Where a leave of absence, a vacation or regular rest is not an immediate option, we can start with addressing BRAIN HEALTH AND MENTAL HEALTH. Modern meditation solutions (like BrainTap®, Loving Meditations® and other such technologies) are now available for exactly this emergent case as a portable personal "Rescue" dose. By tap ping the mind/body connection into a Vital Re-charge mode, we can induce a "Refresh- Revitalize-Renew" condition. As with conventional meditation, bringing you into a regenerative meditative state offers that level of rest, clears the mind for renewed focus and new energy to continue with the 'battle' at hand.
Within the recent decade, a higher level of focus on brain health has been a trending topic in headlines throughout medical community news. Public concerns about Alzheimer’s, Dementia, MS, ALS and other neurodegenerative diseases has driven advanced research in their diagnostics, therapeutics and prevention. According to Dr. Jay Lombard, “One of the most exciting opportunities in neuroscience research today is the use of strategies that protect the brain which may potentially prevent, delay or inhibit the progression of neurodegenerative diseases… this opportunity rests on our ability for early diagnosis. Research has shown that the likelihood of success for a given treatment-whether lifestyle changes or pharmacological approaches- is highly dependent upon early intervention, before the disease process has become too severe and potentially irreversible.” 
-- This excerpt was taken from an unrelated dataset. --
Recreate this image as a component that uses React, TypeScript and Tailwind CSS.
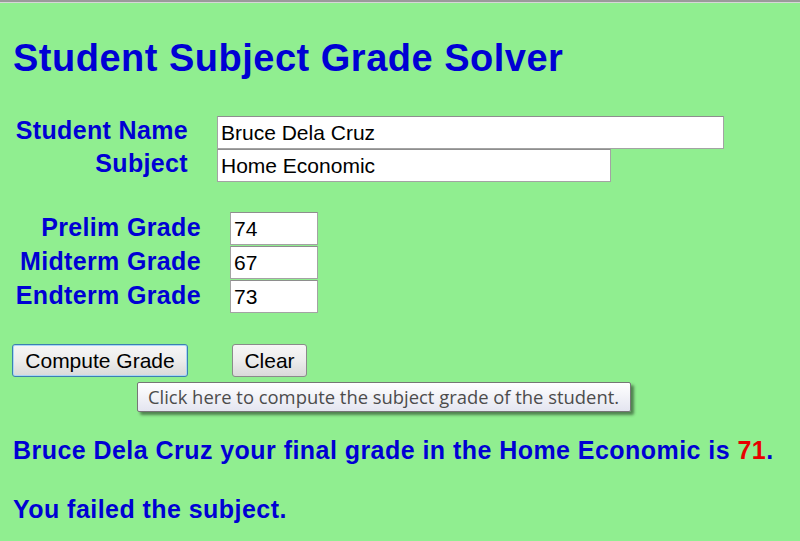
import React from 'react'

const FONT = { fontFamily: '"Liberation Sans", Arial, sans-serif' }

function Field({ value, width }: { value: string; width: string }) {
  return (
    <div
      className={`${width} h-[33px] bg-white border border-[#a3a3a3] border-t-[#8e8e8e] flex items-center pl-[3px] text-[21px] text-black`}
    >
      {value}
    </div>
  )
}

function Button({ label, width, focused }: { label: string; width: string; focused?: boolean }) {
  return (
    <div
      className={`${width} h-[33px] rounded-[3px] border flex items-center justify-center text-[21px] text-black bg-gradient-to-b from-[#f6f6f6] via-[#ececec] to-[#d9d9d9] ${
        focused ? 'border-[#3c7fb1] shadow-[inset_0_0_0_1px_#a9d6f5]' : 'border-[#8a8a8a]'
      }`}
    >
      {label}
    </div>
  )
}

export default function App() {
  return (
    <div className="w-[800px] h-[541px] bg-[#90ee90] overflow-hidden relative" style={FONT}>
      {/* window edge */}
      <div className="h-[3px] bg-[#d6d6d6] border-t-2 border-[#9a9a9a]" />

      <div className="pl-[13px]">
        <h1 className="mt-[33px] text-[38px] leading-[44px] font-bold tracking-[0.5px] text-[#0000d4]">
          Student Subject Grade Solver
        </h1>

        {/* name / subject */}
        <div className="mt-[36px] flex flex-col">
          <div className="flex items-start h-[33px]">
            <div className="w-[175px] text-right text-[25px] leading-[28px] font-bold tracking-[0.35px] text-[#0000d4]">
              Student Name
            </div>
            <div className="ml-[29px]">
              <Field value="Bruce Dela Cruz" width="w-[507px]" />
            </div>
          </div>
          <div className="flex items-start h-[33px]">
            <div className="w-[175px] text-right text-[25px] leading-[28px] font-bold tracking-[0.35px] text-[#0000d4]">
              Subject
            </div>
            <div className="ml-[29px]">
              <Field value="Home Economic" width="w-[394px]" />
            </div>
          </div>
        </div>

        {/* grades */}
        <div className="mt-[30px] flex flex-col gap-[1px]">
          {[
            ['Prelim Grade', '74'],
            ['Midterm Grade', '67'],
            ['Endterm Grade', '73'],
          ].map(([label, value]) => (
            <div key={label} className="flex items-start h-[33px]">
              <div className="w-[188px] text-right text-[25px] leading-[31px] font-bold tracking-[0.35px] text-[#0000d4]">
                {label}
              </div>
              <div className="ml-[29px]">
                <Field value={value} width="w-[88px]" />
              </div>
            </div>
          ))}
        </div>

        {/* buttons */}
        <div className="mt-[31px] flex items-start">
          <div className="-ml-[1px]">
            <Button label="Compute Grade" width="w-[176px]" focused />
          </div>
          <div className="ml-[44px]">
            <Button label="Clear" width="w-[75px]" />
          </div>
        </div>

        <p className="mt-[59px] text-[25px] leading-[28px] font-bold tracking-[0.45px] text-[#0000d4]">
          Bruce Dela Cruz your final grade in the Home Economic is <span className="text-[#e80000]">71</span>.
        </p>
        <p className="mt-[31px] text-[25px] leading-[28px] font-bold tracking-[0.45px] text-[#0000d4]">
          You failed the subject.
        </p>
      </div>

      {/* tooltip */}
      <div
        className="absolute left-[137px] top-[382px] w-[494px] h-[30px] border border-[#767676] rounded-[2px] bg-gradient-to-b from-white to-[#e4e5f0] shadow-[3px_3px_3px_rgba(0,0,0,0.45)] flex items-center pl-[10px] text-[18.4px] text-[#4c4c4c]"
        style={{ fontFamily: '"Open Sans", "Noto Sans", sans-serif' }}
      >
        Click here to compute the subject grade of the student.
      </div>
    </div>
  )
}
In addition, growing reports on Chronic Traumatic Encephalopathy/CTE (identified from head concussions) has prompted significant attention to this progressive brain condition. According to the National Health Service (UK), this disorder “is thought to be caused by repeated blows to the head and repeated episodes of concussion. It's particularly associated with contact sports, such as boxing or American football. Most of the available studies are based on ex-athletes”.